Fragile Structures: The Architecture of Decay

Exhibition | Fragile Structures: The Architecture of Decay
Artist | Fran Romano and Madeline Cardone
Dates | 30 July – 12 September 2026
Opening | Thursday 30 July. Artist Talks at 5:30pm, Opening from 6pm and Official Speeches from 6:30pm | RSVP here
Catalogue | Buy the Work | Room Sheet
Exhibition Statement
This exhibition is a collaboration between visual artists Madeline Cardone and Fran Romano. Working in glass and ceramics respectively, the artists share an overlapping conceptual and material language. Both are fascinated by the built environment, exploring ruins, decay, voids and architectural phenomenology through the deconstruction and reconstruction of space. They share a common cultural heritage that informs their practices and strengthens this collaboration.
Both artists have recently been exploring abstraction of form and space in a sculptural context. Ceramics and glass have common material properties, and both artists work in processes that seek to highlight and challenge the dualities inherent in these materials, notions of strength, fragility, permanence and transience. They explore the qualities of each material that are unexpected, highlighting the process of discovery in the outcome of the works.
Through an architectural lens, the artists explore how space is articulated, divided or transformed by materiality to invite reflection. Notions of stillness and contemplation are integral to both practices. The act of contemplation connects us to time's continuum and shapes how we relate to and encounter our environments past and present.

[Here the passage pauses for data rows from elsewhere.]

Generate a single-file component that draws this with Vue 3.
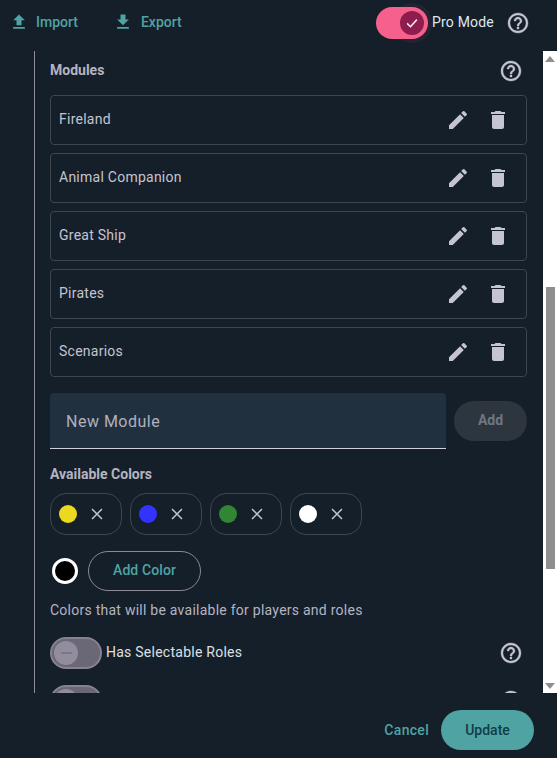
<script setup>
const modules = ['Fireland', 'Animal Companion', 'Great Ship', 'Pirates', 'Scenarios']
const colors = ['#ecd81e', '#3333ff', '#328532', '#ffffff']
const helpPath = 'M11 18h2v-2h-2v2zm1-16C6.48 2 2 6.48 2 12s4.48 10 10 10 10-4.48 10-10S17.52 2 12 2zm0 18c-4.41 0-8-3.59-8-8s3.59-8 8-8 8 3.59 8 8-3.59 8-8 8zm0-14c-2.21 0-4 1.79-4 4h2c0-1.1.9-2 2-2s2 .9 2 2c0 2-3 1.75-3 5h2c0-2.25 3-2.5 3-5 0-2.21-1.79-4-4-4z'
</script>

<template>
  <div class="page">
    <header class="top">
      <div class="actions">
        <button class="link">
          <svg class="tool-icon" viewBox="0 0 24 24"><path d="M9 16h6v-6h4l-7-7-7 7h4v6zm-4 2h14v2H5v-2z" /></svg>
          Import
        </button>
        <button class="link">
          <svg class="tool-icon" viewBox="0 0 24 24"><path d="M19 9h-4V3H9v6H5l7 7 7-7zM5 18v2h14v-2H5z" /></svg>
          Export
        </button>
      </div>
      <div class="pro">
        <div class="switch on">
          <span class="halo"></span>
          <span class="knob">
            <svg viewBox="0 0 24 24"><path d="M5.5 12.5l4.5 4.5 8.5-9.5" /></svg>
          </span>
        </div>
        <span class="pro-label">Pro Mode</span>
        <svg class="help big" viewBox="0 0 24 24"><path :d="helpPath" /></svg>
      </div>
    </header>

    <div class="middle">
      <main class="scroll">
        <div class="content">
          <div class="heading">
            <h2>Modules</h2>
            <svg class="help" viewBox="0 0 24 24"><path :d="helpPath" /></svg>
          </div>

          <ul class="rows">
            <li v-for="m in modules" :key="m" class="row">
              <span>{{ m }}</span>
              <svg class="row-icon" viewBox="0 0 24 24"><path d="M3 17.25V21h3.75L17.81 9.94l-3.75-3.75L3 17.25zM20.71 7.04a1 1 0 0 0 0-1.41l-2.34-2.34a1 1 0 0 0-1.41 0l-1.83 1.83 3.75 3.75 1.83-1.83z" /></svg>
              <svg class="row-icon trash" viewBox="0 0 24 24"><path d="M6 19c0 1.1.9 2 2 2h8c1.1 0 2-.9 2-2V7H6v12zM19 4h-3.5l-1-1h-5l-1 1H5v2h14V4z" /></svg>
            </li>
          </ul>

          <div class="new-row">
            <div class="field">New Module</div>
            <button class="add">Add</button>
          </div>

          <h3>Available Colors</h3>
          <div class="chips">
            <div v-for="c in colors" :key="c" class="chip">
              <span class="dot" :style="{ background: c }"></span>
              <svg class="x" viewBox="0 0 12 12"><path d="M1 1l10 10M11 1L1 11" /></svg>
            </div>
          </div>

          <div class="picker">
            <span class="swatch"></span>
            <button class="outline">Add Color</button>
          </div>
          <p class="hint">Colors that will be available for players and roles</p>

          <div class="toggle-row">
            <div class="switch off"><span class="knob"><i></i></span></div>
            <span class="toggle-label">Has Selectable Roles</span>
            <svg class="help" viewBox="0 0 24 24"><path :d="helpPath" /></svg>
          </div>
          <div class="toggle-row">
            <div class="switch off"><span class="knob"><i></i></span></div>
            <span class="toggle-label"></span>
            <svg class="help" viewBox="0 0 24 24"><path :d="helpPath" /></svg>
          </div>
        </div>
      </main>
      <aside class="bar">
        <span class="arrow up"></span>
        <span class="track"><span class="thumb"></span></span>
        <span class="arrow down"></span>
      </aside>
    </div>

    <footer class="bottom">
      <button class="cancel">Cancel</button>
      <button class="update">Update</button>
    </footer>
  </div>
</template>

<style scoped>
.page {
  width: 557px;
  height: 758px;
  background: #151f29;
  display: flex;
  flex-direction: column;
  overflow: hidden;
  isolation: isolate;
  font-family: Roboto, "Liberation Sans", sans-serif;
  font-size: 14px;
  color: #c4c4d2;
}
button {
  font: inherit;
  border: 0;
  background: none;
  padding: 0;
}
.top {
  height: 51px;
  flex: none;
  display: flex;
  align-items: flex-start;
  justify-content: space-between;
  padding: 7px 27px 0 9px;
  box-sizing: border-box;
}
.actions {
  display: flex;
  gap: 36px;
  padding-top: 5px;
}
.link {
  display: flex;
  align-items: center;
  gap: 7px;
  height: 20px;
  color: #4fa3a3;
  font-weight: 500;
  font-size: 14px;
}
.link + .link {
  margin-left: -1px;
  gap: 8px;
}
.tool-icon {
  width: 20px;
  height: 20px;
  fill: #4fa3a3;
}
.pro {
  display: flex;
  align-items: flex-start;
}
.switch {
  position: relative;
  width: 52px;
  height: 32px;
  flex: none;
  border-radius: 16px;
  box-sizing: border-box;
}
.switch.on {
  background: #f5608c;
}
.switch.off {
  background: #6a6776;
  border: 2px solid #86828f;
}
.knob {
  position: absolute;
  width: 24px;
  height: 24px;
  border-radius: 50%;
  display: flex;
  align-items: center;
  justify-content: center;
}
.on .knob {
  left: 24px;
  top: 4px;
  background: #8c1d4c;
}
.on .knob svg {
  width: 18px;
  height: 18px;
  fill: none;
  stroke: #fdeef3;
  stroke-width: 2;
}
.halo {
  position: absolute;
  z-index: -1;
  left: 16px;
  top: -4px;
  width: 40px;
  height: 40px;
  border-radius: 50%;
  background: #272231;
}
.off .knob {
  left: 2px;
  top: 2px;
  background: #918d9e;
}
.off .knob i {
  width: 11px;
  height: 2px;
  background: #7a7788;
}
.pro-label {
  margin: 7px 0 0 4px;
  font-size: 14px;
  line-height: 16px;
  color: #dfe8f0;
  letter-spacing: 0.2px;
}
.help {
  width: 24px;
  height: 24px;
  fill: #c4c4d2;
  stroke: #c4c4d2;
  stroke-width: 0.35;
  flex: none;
}
.help.big {
  margin: 4px 0 0 12px;
}
.middle {
  height: 642px;
  flex: none;
  display: flex;
  justify-content: space-between;
  overflow: hidden;
}
.scroll {
  width: 493px;
  margin-left: 34px;
  border-left: 1px solid #8f8f9c;
  overflow: hidden;
  box-sizing: content-box;
}
.content {
  padding: 0 0 0 15px;
  width: 477px;
}
.heading {
  display: flex;
  align-items: center;
  justify-content: space-between;
  height: 24px;
  margin-top: 8px;
  padding-right: 4px;
  width: 473px;
}
h2, h3 {
  margin: 0;
  font-family: Roboto, sans-serif;
  font-size: 14px;
  font-weight: 700;
  color: #b4b4c2;
  line-height: 20px;
}
h2 {
  padding-bottom: 2px;
}
.rows {
  list-style: none;
  margin: 12px 0 0;
  padding: 0;
  display: flex;
  flex-direction: column;
  gap: 8px;
}
.row {
  height: 50px;
  box-sizing: border-box;
  border: 1px solid #3e4650;
  border-radius: 4px;
  display: flex;
  align-items: center;
  padding: 0 16px 0 8px;
  gap: 16px;
  color: #c4c4d2;
  letter-spacing: 0.25px;
}
.row span {
  flex: 1;
  padding-bottom: 2px;
}
.row-icon {
  width: 24px;
  height: 24px;
  fill: #c4c4d2;
}
.new-row {
  display: flex;
  align-items: center;
  gap: 8px;
  margin-top: 16px;
}
.field {
  width: 396px;
  height: 56px;
  box-sizing: border-box;
  padding: 2px 16px 0;
  display: flex;
  align-items: center;
  background: #21303e;
  border-bottom: 1px solid #cfcfdf;
  border-radius: 4px 4px 0 0;
  font-size: 16px;
  letter-spacing: 0.5px;
  color: #b0b0be;
}
.add {
  width: 73px;
  height: 40px;
  padding-bottom: 2px;
  border-radius: 20px;
  background: #2d363f;
  color: #6f7682;
  font-weight: 700;
  font-size: 14px;
}
h3 {
  margin-top: 15px;
}
.chips {
  display: flex;
  gap: 8px;
  margin-top: 9px;
}
.chip {
  width: 72px;
  height: 42px;
  box-sizing: border-box;
  border: 1px solid #3e4650;
  border-radius: 16px;
  display: flex;
  align-items: center;
  padding-left: 8px;
  gap: 14px;
}
.dot {
  width: 18px;
  height: 18px;
  border-radius: 50%;
  flex: none;
}
.x {
  width: 12px;
  height: 12px;
  fill: none;
  stroke: #c4c4d2;
  stroke-width: 1.5;
}
.picker {
  display: flex;
  align-items: center;
  gap: 10px;
  margin-top: 16px;
  padding-left: 2px;
}
.swatch {
  width: 26px;
  height: 26px;
  box-sizing: border-box;
  border-radius: 50%;
  background: #000;
  border: 3px solid #fff;
}
.outline {
  width: 113px;
  height: 40px;
  box-sizing: border-box;
  padding-bottom: 2px;
  border: 1px solid #8a8a96;
  border-radius: 20px;
  color: #4fa3a3;
  font-weight: 500;
  font-size: 14px;
  letter-spacing: 0.1px;
}
.hint {
  margin: 9px 0 0;
  line-height: 20px;
  font-size: 14px;
  letter-spacing: 0.25px;
  color: #b4b4c2;
}
.toggle-row {
  display: flex;
  align-items: center;
  height: 32px;
  margin-top: 16px;
  padding-right: 4px;
}
.hint + .toggle-row {
  margin-top: 17px;
}
.toggle-label {
  flex: 1;
  margin-left: 4px;
  padding-bottom: 2px;
  color: #dde0e6;
  font-size: 14px;
  font-weight: 400;
  letter-spacing: 0.25px;
}
.bar {
  width: 14px;
  flex: none;
  background: #fff;
  display: flex;
  flex-direction: column;
  align-items: center;
}
.arrow {
  width: 0;
  height: 0;
  border-left: 5px solid transparent;
  border-right: 5px solid transparent;
  flex: none;
}
.arrow.up {
  margin: 5px 0 4px;
  border-bottom: 6px solid #8f8f8f;
}
.arrow.down {
  margin: 4px 0;
  border-top: 6px solid #8f8f8f;
}
.track {
  flex: 1;
  width: 100%;
  position: relative;
}
.thumb {
  position: absolute;
  left: 3px;
  right: 2px;
  top: 221px;
  height: 282px;
  background: #8f8f8f;
}
.bottom {
  flex: 1;
  display: flex;
  align-items: flex-start;
  justify-content: flex-end;
  gap: 12px;
  padding: 17px 23px 0 0;
}
.cancel {
  height: 40px;
  color: #4fa3a3;
  font-weight: 500;
  font-size: 14px;
  letter-spacing: 0.3px;
}
.update {
  width: 93px;
  height: 40px;
  border-radius: 20px;
  background: #4fa3a3;
  color: #113c48;
  font-weight: 500;
  font-size: 14px;
}
</style>
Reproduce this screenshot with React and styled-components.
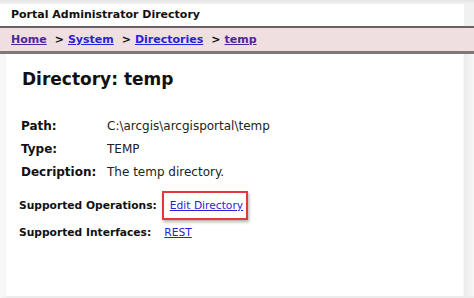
import React from 'react';
import styled, { createGlobalStyle } from 'styled-components';

const GlobalStyle = createGlobalStyle`
  html, body { margin: 0; padding: 0; background: #fff; }
  body { font-family: "DejaVu Sans", Verdana, sans-serif; }
`;

const crumbs = [
  { label: 'Home', visited: true },
  { label: 'System' },
  { label: 'Directories' },
  { label: 'temp', visited: true },
];

const fields = [
  { label: 'Path:', value: 'C:\\arcgis\\arcgisportal\\temp' },
  { label: 'Type:', value: 'TEMP' },
  { label: 'Decription:', value: 'The temp directory.' },
];

export default function App() {
  return (
    <Page>
      <GlobalStyle />
      <TopStrip />
      <Header>Portal Administrator Directory</Header>
      <Breadcrumb>
        {crumbs.map((c, i) => (
          <React.Fragment key={c.label}>
            {i > 0 && <Sep>&gt;</Sep>}
            <CrumbLink href="#" $visited={c.visited}>{c.label}</CrumbLink>
          </React.Fragment>
        ))}
      </Breadcrumb>
      <Body>
        <Title>Directory: temp</Title>
        <FieldTable>
          {fields.map(f => (
            <React.Fragment key={f.label}>
              <FieldLabel>{f.label}</FieldLabel>
              <FieldValue>{f.value}</FieldValue>
            </React.Fragment>
          ))}
        </FieldTable>
        <SupportRow $gap={13}>
          <SupportLabel>Supported Operations:</SupportLabel>
          <Highlight>
            <Link href="#">Edit Directory</Link>
          </Highlight>
        </SupportRow>
        <SupportRow $gap={13} $top={6}>
          <SupportLabel>Supported Interfaces:</SupportLabel>
          <Link href="#">REST</Link>
        </SupportRow>
      </Body>
    </Page>
  );
}

const Page = styled.div`
  width: 474px;
  height: 298px;
  display: flex;
  flex-direction: column;
  overflow: hidden;
  background: #fff;
`

const TopStrip = styled.div`
  height: 4px;
  background: linear-gradient(#e4e4e4, #f2f2f2);
`

const Header = styled.div`
  height: 22px;
  line-height: 22px;
  padding-left: 11px;
  font-size: 11px;
  font-weight: bold;
  color: #111;
  background: linear-gradient(to right, #fff 97.8%, #f1f1f1 98%);
`

const Breadcrumb = styled.div`
  height: 23px;
  display: flex;
  align-items: center;
  padding-left: 11px;
  background: #efdfe0;
  border-top: 2px solid #6b6262;
  border-bottom: 3px solid #81777a;
  font-size: 11px;
  font-weight: bold;
`

const CrumbLink = styled.a`
  color: ${p => (p.$visited ? '#50259a' : '#2a22d8')};
  text-decoration: underline;
`

const Sep = styled.span`
  color: #111;
  margin: 0 4px 0 8px;
`

const Body = styled.div`
  flex: 1;
  padding: 15px 0 0 15px;
  border-left: 6px solid #f7f7f7;
  border-bottom: 2px solid #ececec;
  background: linear-gradient(to right, #fff 97.6%, #ececec 98%, #f7f7f7);
  color: #111;
`

const Title = styled.h2`
  margin: 0 0 29px 1px;
  font-size: 17px;
  font-weight: bold;
  line-height: 20px;
`

const FieldTable = styled.div`
  display: grid;
  grid-template-columns: 86px auto;
  row-gap: 6px;
  font-size: 12px;
  line-height: 17px;
  margin-bottom: 10px;
`

const FieldLabel = styled.div`
  font-weight: bold;
`

const FieldValue = styled.div`
  color: #222;
`

const SupportRow = styled.div`
  display: flex;
  align-items: center;
  gap: ${p => p.$gap}px;
  margin-left: -2px;
  margin-top: ${p => p.$top || 0}px;
  font-size: 10.7px;
`

const SupportLabel = styled.span`
  font-weight: bold;
`

const Highlight = styled.span`
  display: inline-block;
  padding: 6px 3px 6px 6px;
  border: 2px solid #e23a3a;
  box-shadow: 1px 2px 3px rgba(0, 0, 0, 0.3);
  margin-left: -8px;
`

const Link = styled.a`
  color: #2a22d8;
  text-decoration: underline;
`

This body of sculptural work encompasses a collection of wall, plinth and floor based pieces. The works emphasise the tactility and surface qualities of the materials, encouraging viewers to enter the space and interact with the works themselves, experiencing a sense of structure and void. The artists aim to create an enveloping, comforting and private space within a space, mirroring the experience of entering an architectural environment.
Artist Biographies
Madeline Cardone is a graduate from the ANU School of Art and Design. Her practice is primarily sculptural, often exploring the thresholds between spaces, embodied memory, and material transformation, drawing on a broader interest in archaeological, anatomical and architectural theory. Her practice in glass connects ideas of space and bodily memory, often referring to the material as a ‘skin’. Her objects are not only formal studies, but are explorations of proximity and relationships between forms, people, the past and now. Cardone challenges the limits and lifecycles of materials, inviting slow, tactile contemplation and evoking a strange familiarity by recontextualising and abstracting space and form, further shifting an understanding and expectation of what materials can hold, reflect and become.
Cardone has exhibited nationally and internationally since 2017, and has been the recipient of a number of awards, including the Bassett Downs Honours Scholarship in Glass (ANU, 2021), the Vicki Torr Emerging Artist Prize (Ausglass, 2022), and the Aldo Bellini Acquisition Award for Milano Vetro Under-35 (Milan, 2024).
Fran Romano uses the ceramic medium to explore themes of decay, loss, longing and nostalgia. Working intuitively, she builds a sense of history through layering on the clay’s surface. Using both found and handmade objects to create mixed-media installations, she draws on her Southern Italian heritage.
Offering space for contemplation, her works explore interiors, both physical and metaphorical.
A graduate of ANU School of Art (2013), Fran’s focus is on process-driven making. In 2023 she was awarded a Highly Commended in the ART EDIT Art Edit Self-Represented Artist Award and featured in that magazine. She has been a finalist in several art prizes including the North Queensland Ceramic Arts Award (2024), the Goulburn Art Award (2022); the Little Things Art Prize (2018).
She has been successful in securing artist residencies with C.R.E.T.A Rome, Italy (2023) and SkopArt studios - Skopelos, Greece (2017).